While he may have the best skill set to fit in right now, the Predators cannot be certain Suter can contribute consistently over the course of an 82-game NHL campaign. Last season, in 63 games with the Milwaukee Admirals, Suter contributed 23 points, 70 penalty minutes and finished with a +10 during his rookie campaign. Proving his mettle at the NHL level is the next test for him.

At 6’1, 191 pounds, one challenge is showing the Predators he can withstand the physical demands associated with controlling larger opponents in front of the net. For the 20-year-old defenseman, finding balance as an offensive catalyst while keeping the puck out of the Predators net will be a demanding assignment.

In preseason play, Suter has struggled with defensive assignments and decision-making with the puck. While there may be some pressure to keep the former first rounder with the club, the Predators will have to expect some serious growing pains as he adjusts to the NHL level.

Kevin Klein, D
2003 Entry Draft: 2nd Round, 37th overall

Following his draft year, the offensive catalyst with the Kitchener Rangers was asked by the Predators to focus on making a more defensive contribution.

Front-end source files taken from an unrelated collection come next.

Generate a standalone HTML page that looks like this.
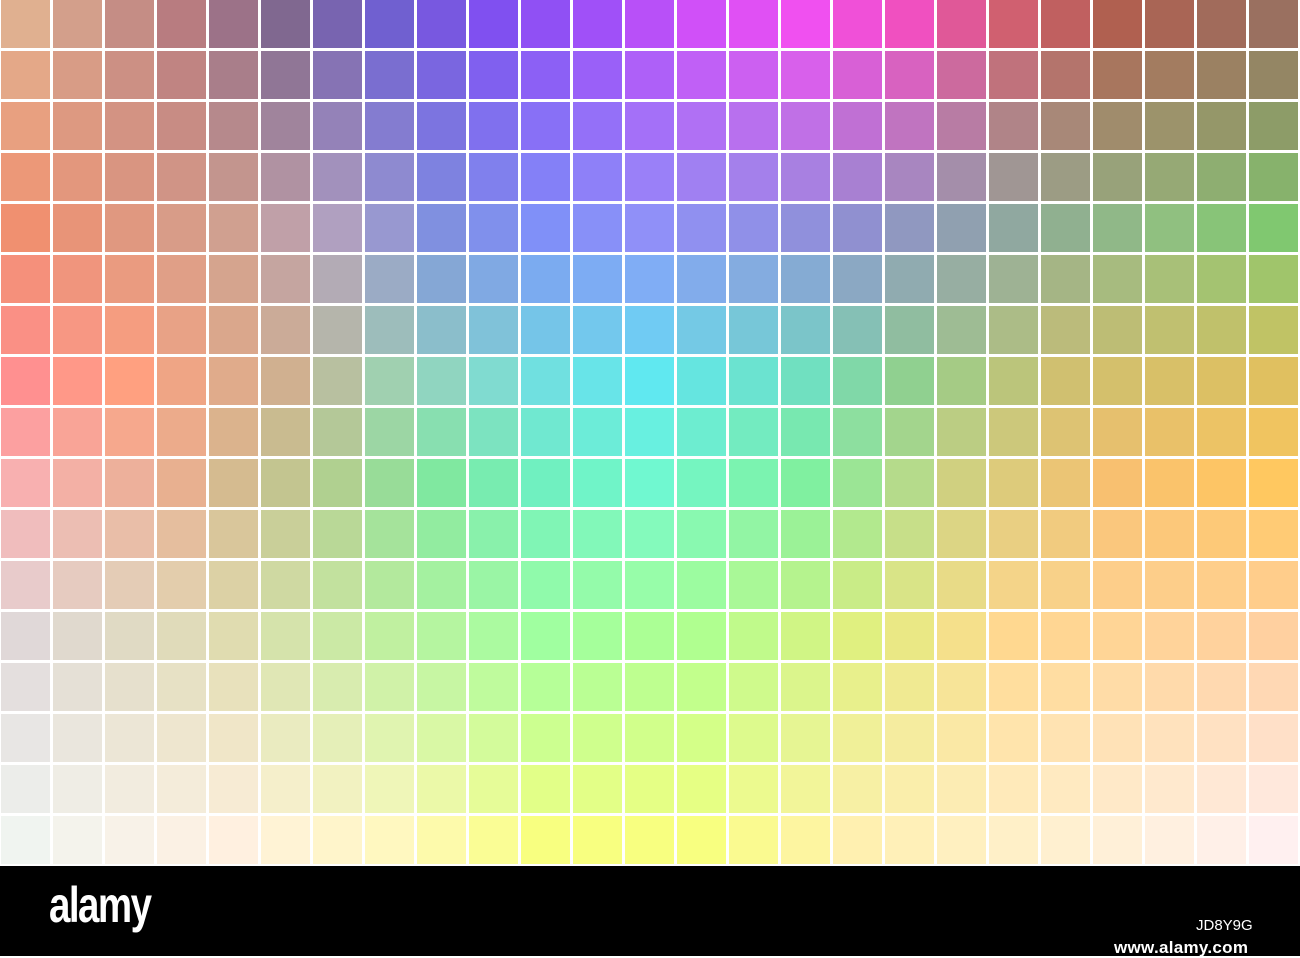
<!DOCTYPE html>
<html><head><meta charset="utf-8"><style>
html,body{margin:0;padding:0;background:#fff;width:1300px;height:956px;overflow:hidden;font-family:"Liberation Sans",sans-serif}
#g{position:absolute;left:0;top:0;width:1300px;height:867px;background:#fff}
.c{position:absolute;width:49px;height:48px}
#bar{position:absolute;left:0;top:866px;width:1300px;height:90px;background:#000;color:#fff}
#logo{position:absolute;left:49px;top:10px;font-size:50px;font-weight:bold;letter-spacing:-2px;transform:scaleX(0.77);transform-origin:left}
#id{position:absolute;left:1196px;top:51px;font-size:15px}
#www{position:absolute;left:1114px;top:72px;font-size:17px;font-weight:bold;letter-spacing:0.3px}
</style></head><body>
<div id="g"></div>
<div id="bar"><div id="logo">alamy</div><div id="id">JD8Y9G</div><div id="www">www.alamy.com</div></div>
<script>
var A={
0:[[0,'e0b090'],[3,'b87c80'],[5,'806890'],[7,'7060d0'],[9,'8050f0'],[11,'a050f8'],[13,'d050f8'],[15,'f050f0'],[17,'f050c0'],[19,'d06070'],[21,'b06050'],[24,'9a7060']],
4:[[0,'f09070'],[4,'d0a090'],[6,'b0a0c0'],[8,'8090e0'],[10,'8090f8'],[12,'9090f8'],[14,'9090e8'],[16,'9090d0'],[18,'90a0b0'],[20,'90b090'],[22,'90c080'],[24,'80c870']],
7:[[0,'ff9090'],[2,'ffa080'],[5,'d0b090'],[7,'a0d0b0'],[10,'70e0e0'],[12,'60e8f0'],[15,'70e0c0'],[17,'90d090'],[20,'d0c070'],[24,'e0c060']],
9:[[0,'f8b0b0'],[3,'e8b090'],[6,'b0d090'],[8,'80e8a0'],[10,'70f0c0'],[12,'70f8d0'],[15,'80f0a0'],[18,'d0d080'],[21,'f8c070'],[24,'ffc860']],
12:[[0,'e0d8d8'],[4,'e0dcb0'],[7,'c0f0a0'],[10,'a0ffa0'],[13,'b0ff90'],[16,'e0f080'],[19,'ffd890'],[24,'ffd0a0']],
16:[[0,'f0f4f0'],[4,'fff0e0'],[7,'fff8c0'],[10,'f8ff80'],[13,'f8ff80'],[16,'fff0b0'],[20,'fff0d0'],[24,'fff0f0']]};
function h(s){return [parseInt(s.substr(0,2),16),parseInt(s.substr(2,2),16),parseInt(s.substr(4,2),16)]}
function row(r,c){var a=A[r];for(var i=0;i<a.length-1;i++){if(c>=a[i][0]&&c<=a[i+1][0]){var t=(c-a[i][0])/(a[i+1][0]-a[i][0]),p=h(a[i][1]),q=h(a[i+1][1]);return p.map(function(v,k){return v+(q[k]-v)*t})}}return h(a[a.length-1][1])}
var keys=[0,4,7,9,12,16],g=document.getElementById('g'),html='';
for(var r=0;r<17;r++)for(var c=0;c<25;c++){var col;for(var i=0;i<keys.length-1;i++){if(r>=keys[i]&&r<=keys[i+1]){var t=(r-keys[i])/(keys[i+1]-keys[i]),p=row(keys[i],c),q=row(keys[i+1],c);col=p.map(function(v,k){return Math.round(v+(q[k]-v)*t)});break}}
html+='<div class="c" style="left:'+(c*52+1)+'px;top:'+(r*51)+'px;background:rgb('+col.join(',')+')"></div>'}
g.innerHTML=html;
</script>
</body></html>
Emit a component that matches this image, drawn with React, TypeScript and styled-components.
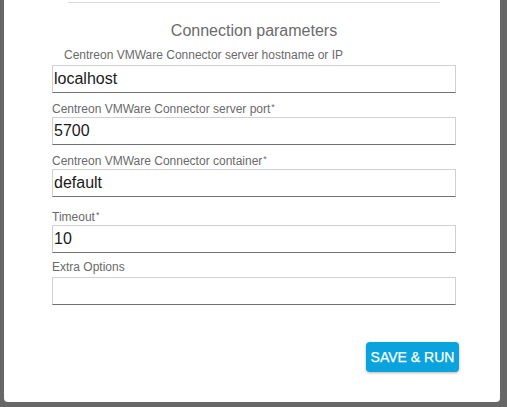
import React from "react";
import styled, { createGlobalStyle } from "styled-components";

const Global = createGlobalStyle`
  html, body { margin: 0; padding: 0; background: #676767; }
  body { font-family: "Liberation Sans", Arial, sans-serif; }
`;

const Page = styled.div`
  width: 507px;
  height: 407px;
  overflow: hidden;
`;

const Dialog = styled.div`
  margin-left: 4px;
  width: 496px;
  height: 402px;
  background: #fff;
  border-radius: 0 0 4px 4px;
  box-sizing: border-box;
  padding: 2px 44px 0 48px;
  display: flex;
  flex-direction: column;
`;

const Divider = styled.div`
  height: 1px;
  background: #dcdcdc;
  margin: 0 16px;
`;

const Title = styled.h2`
  margin: 18px 0 8px;
  font-size: 16px;
  line-height: 20px;
  font-weight: 400;
  color: #6b6b6b;
  text-align: center;
`;

const Field = styled.div<{ $gap?: number }>`
  display: flex;
  flex-direction: column;
  margin-top: ${(p) => p.$gap ?? 0}px;
`;

const Label = styled.label<{ $wrapped?: boolean }>`
  display: block;
  height: 13px;
  font-size: 12px;
  line-height: 13px;
  color: #6a6a6a;
  white-space: ${(p) => (p.$wrapped ? "normal" : "nowrap")};
  width: ${(p) => (p.$wrapped ? "75%" : "auto")};
  text-align: ${(p) => (p.$wrapped ? "center" : "left")};
  margin-bottom: 3px;
`;

const Star = styled.span`
  font-size: 9px;
  vertical-align: 3px;
  margin-left: 1px;
`;

const Input = styled.input`
  position: relative;
  box-sizing: border-box;
  width: 100%;
  height: 28px;
  margin: 0;
  padding: 0 1px;
  border: 1px solid #d0d0d0;
  border-bottom: 1px solid #707070;
  background: #fff;
  font-family: "Liberation Sans", Arial, sans-serif;
  font-size: 16px;
  color: #1a1a1a;
  outline: none;
  border-radius: 0;
`;

const Actions = styled.div`
  display: flex;
  justify-content: flex-end;
  margin-top: 37px;
  margin-right: -3px;
`;

const Button = styled.button`
  width: 93px;
  height: 30px;
  padding: 0;
  white-space: nowrap;
  border: none;
  border-radius: 4px;
  background: #0aa3dd;
  color: #fff;
  font-family: "Liberation Sans", Arial, sans-serif;
  font-size: 14px;
  font-weight: 400;
  -webkit-text-stroke: 0.25px #fff;
  box-shadow: 0 1px 3px rgba(0, 0, 0, 0.3);
  cursor: pointer;
`;

const fields = [
  { label: "Centreon VMWare Connector server hostname or IP address", value: "localhost", wrapped: true, gap: 0 },
  { label: "Centreon VMWare Connector server port", value: "5700", gap: 8 },
  { label: "Centreon VMWare Connector container", value: "default", gap: 8 },
  { label: "Timeout", value: "10", gap: 12 },
  { label: "Extra Options", value: "", gap: 8, optional: true },
];

export default function App() {
  return (
    <Page>
      <Global />
      <Dialog>
        <Divider />
        <Title>Connection parameters</Title>
        {fields.map((f) => (
          <Field key={f.label} $gap={f.gap}>
            <Label $wrapped={f.wrapped}>
              {f.label}
              {!f.optional && <Star>*</Star>}
            </Label>
            <Input defaultValue={f.value} />
          </Field>
        ))}
        <Actions>
          <Button>SAVE &amp; RUN</Button>
        </Actions>
      </Dialog>
    </Page>
  );
}
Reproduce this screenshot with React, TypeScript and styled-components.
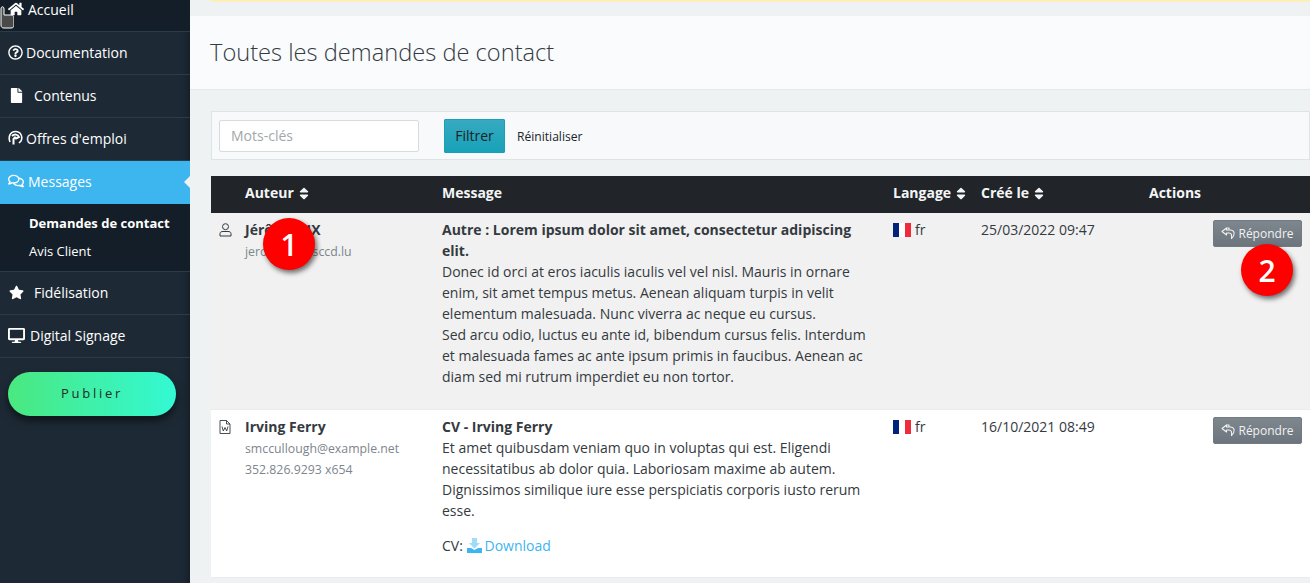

Attending his third training camp, Klein has responded favorably, adding depth to the Predators already solid core of young defenseman.

At 6’1, 190 pounds, Klein brings a disciplined approach to the ice, however the Predators would like to see him play a more physical brand of hockey as he matures. Last season, Klein proved his durability in Milwaukee, appearing in 65 games.

While he has been impressive in camp, showing poise and good defensive positioning while playing on both special teams, Klein could find himself at least beginning the year with Milwaukee.

Shea Weber, D
2003 Entry Draft: 2nd Round

Shea Weber is trying to convince the Preds he’s ready to step directly out of his Kelowna Rockets uniform on to NHL ice. Weber has made a habit of overachieving throughout his junior career, but an assignment with Milwaukee is most likely.

A native of Sicamous, BC, Weber’s distinguished junior career included three consecutive trips to the Memorial Cup. A leader offensively in Kelowna and on the Canadian Junior team roster, Weber arrives as a solid physical presence at 6’0, 214-pounds.

Scottie Upshall, RW
2002 Entry Draft: 1st Round, 6th overall

Upshall played a total of 15 NHL games in a Predators jersey prior to the NHL lockout. Some early injuries could provide an opportunity for the speedster to force the Preds to find him a roster spot.

In 62 games with the Admirals last season, Upshall became a reliable offensive contributor with 19 goals and 46 points. The Fort McMurray, Alberta native seemed intent on making a physical impression, as the Predators should take notice of his 108 penalty minutes. To maintain an in-your-face approach at the NHL level, Upshall may have to add some bulk to his 6’0, 187-pound frame.

A member of the 2003-04 Calder Cup champions, Upshall has surely matured through the rigors of the lengthy playoff run. If he can crack the Predators roster this season and build on his scoring output in the AHL, he will be lending some much-needed support to the consistent yet unspectacular Preds offense.

On The Farm
Ryan Parent (D), Cody Franson (D) and Cal O’Reilly (F) have been sent back to junior, while Sheldon Brookbank (D) looks to a lock in Milwaukee. Timofei Shishkanov (D) may stick in Milwaukee as well, while Pekka Rinne (G) will be looked upon to push incumbent Brian Finley (G).